> _REQUEST_: Take the line containing "Write a component", the line containing "import React from", and all lines between them, and transcribe them exactly. Leave out pictures.

> _RECORDS SHOWN_:
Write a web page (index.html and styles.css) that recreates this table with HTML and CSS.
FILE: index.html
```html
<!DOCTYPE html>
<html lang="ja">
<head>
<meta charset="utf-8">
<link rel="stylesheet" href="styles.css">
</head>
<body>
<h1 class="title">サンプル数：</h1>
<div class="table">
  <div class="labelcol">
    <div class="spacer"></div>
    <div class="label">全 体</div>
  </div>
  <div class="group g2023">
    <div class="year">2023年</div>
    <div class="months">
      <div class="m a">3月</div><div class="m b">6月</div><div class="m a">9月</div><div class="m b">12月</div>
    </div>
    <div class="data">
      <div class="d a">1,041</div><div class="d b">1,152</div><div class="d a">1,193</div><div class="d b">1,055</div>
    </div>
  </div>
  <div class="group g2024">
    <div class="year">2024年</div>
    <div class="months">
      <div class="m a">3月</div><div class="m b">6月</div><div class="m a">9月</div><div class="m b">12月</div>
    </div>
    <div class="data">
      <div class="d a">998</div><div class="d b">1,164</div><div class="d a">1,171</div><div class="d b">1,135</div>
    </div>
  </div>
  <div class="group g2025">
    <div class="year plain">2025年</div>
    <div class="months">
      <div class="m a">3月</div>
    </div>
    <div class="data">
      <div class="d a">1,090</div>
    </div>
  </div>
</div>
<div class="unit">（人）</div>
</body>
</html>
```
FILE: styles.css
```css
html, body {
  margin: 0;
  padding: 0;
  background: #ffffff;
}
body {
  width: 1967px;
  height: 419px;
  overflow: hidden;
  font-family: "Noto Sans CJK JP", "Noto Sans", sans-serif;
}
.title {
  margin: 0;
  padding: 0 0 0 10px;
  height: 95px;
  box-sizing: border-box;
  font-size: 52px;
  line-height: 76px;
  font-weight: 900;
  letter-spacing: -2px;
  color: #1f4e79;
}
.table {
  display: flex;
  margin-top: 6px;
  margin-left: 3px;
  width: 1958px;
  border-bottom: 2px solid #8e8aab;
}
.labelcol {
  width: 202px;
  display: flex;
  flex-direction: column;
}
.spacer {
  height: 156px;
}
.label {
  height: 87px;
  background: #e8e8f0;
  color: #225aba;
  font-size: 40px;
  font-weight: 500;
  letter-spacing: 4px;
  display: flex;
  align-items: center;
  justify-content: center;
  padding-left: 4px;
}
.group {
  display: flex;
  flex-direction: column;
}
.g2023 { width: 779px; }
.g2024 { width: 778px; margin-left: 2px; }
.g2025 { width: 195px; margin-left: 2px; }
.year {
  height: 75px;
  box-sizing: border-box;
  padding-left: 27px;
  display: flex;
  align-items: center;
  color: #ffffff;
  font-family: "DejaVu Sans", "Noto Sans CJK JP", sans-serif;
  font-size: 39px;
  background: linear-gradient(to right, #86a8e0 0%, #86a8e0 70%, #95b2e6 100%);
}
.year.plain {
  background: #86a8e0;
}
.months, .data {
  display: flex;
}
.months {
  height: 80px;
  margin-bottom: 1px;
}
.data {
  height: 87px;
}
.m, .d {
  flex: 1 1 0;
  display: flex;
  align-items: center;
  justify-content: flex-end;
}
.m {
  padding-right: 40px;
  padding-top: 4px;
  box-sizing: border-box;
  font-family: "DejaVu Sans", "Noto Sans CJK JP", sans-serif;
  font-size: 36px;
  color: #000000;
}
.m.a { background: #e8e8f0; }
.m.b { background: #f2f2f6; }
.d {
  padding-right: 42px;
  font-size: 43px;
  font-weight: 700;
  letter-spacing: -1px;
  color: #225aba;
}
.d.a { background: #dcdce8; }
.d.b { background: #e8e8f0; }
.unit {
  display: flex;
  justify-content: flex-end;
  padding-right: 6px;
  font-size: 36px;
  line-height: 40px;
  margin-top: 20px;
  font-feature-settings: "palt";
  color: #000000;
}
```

---

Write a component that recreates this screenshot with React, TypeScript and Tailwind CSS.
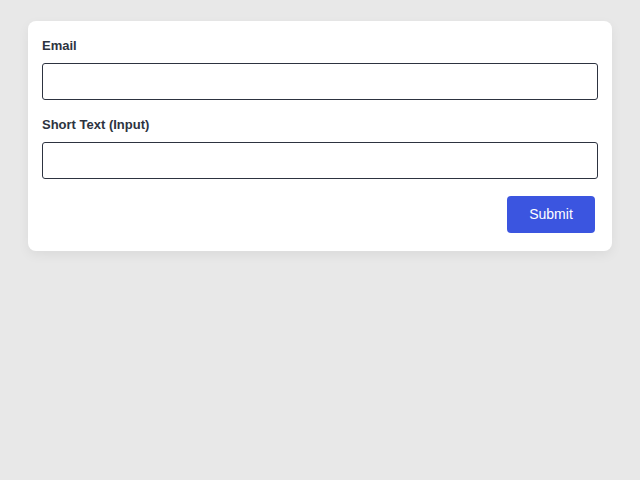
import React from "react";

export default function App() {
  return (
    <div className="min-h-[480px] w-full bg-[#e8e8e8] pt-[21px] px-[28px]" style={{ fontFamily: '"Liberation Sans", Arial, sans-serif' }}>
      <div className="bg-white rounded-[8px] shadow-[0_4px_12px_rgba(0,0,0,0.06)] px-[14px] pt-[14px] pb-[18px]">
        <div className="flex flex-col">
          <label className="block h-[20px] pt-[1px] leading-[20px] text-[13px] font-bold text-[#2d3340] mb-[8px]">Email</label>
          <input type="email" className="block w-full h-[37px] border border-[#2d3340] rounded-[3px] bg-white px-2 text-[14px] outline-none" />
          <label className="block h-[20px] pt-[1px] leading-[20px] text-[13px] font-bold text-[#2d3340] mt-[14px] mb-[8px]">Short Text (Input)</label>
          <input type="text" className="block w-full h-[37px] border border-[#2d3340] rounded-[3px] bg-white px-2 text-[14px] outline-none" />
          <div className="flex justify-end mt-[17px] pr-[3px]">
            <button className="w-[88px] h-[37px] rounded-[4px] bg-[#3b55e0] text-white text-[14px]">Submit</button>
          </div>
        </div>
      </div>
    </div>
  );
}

> _WORKED ANSWER_:
Write a component that recreates this screenshot with React, TypeScript and Tailwind CSS.
import React from "react";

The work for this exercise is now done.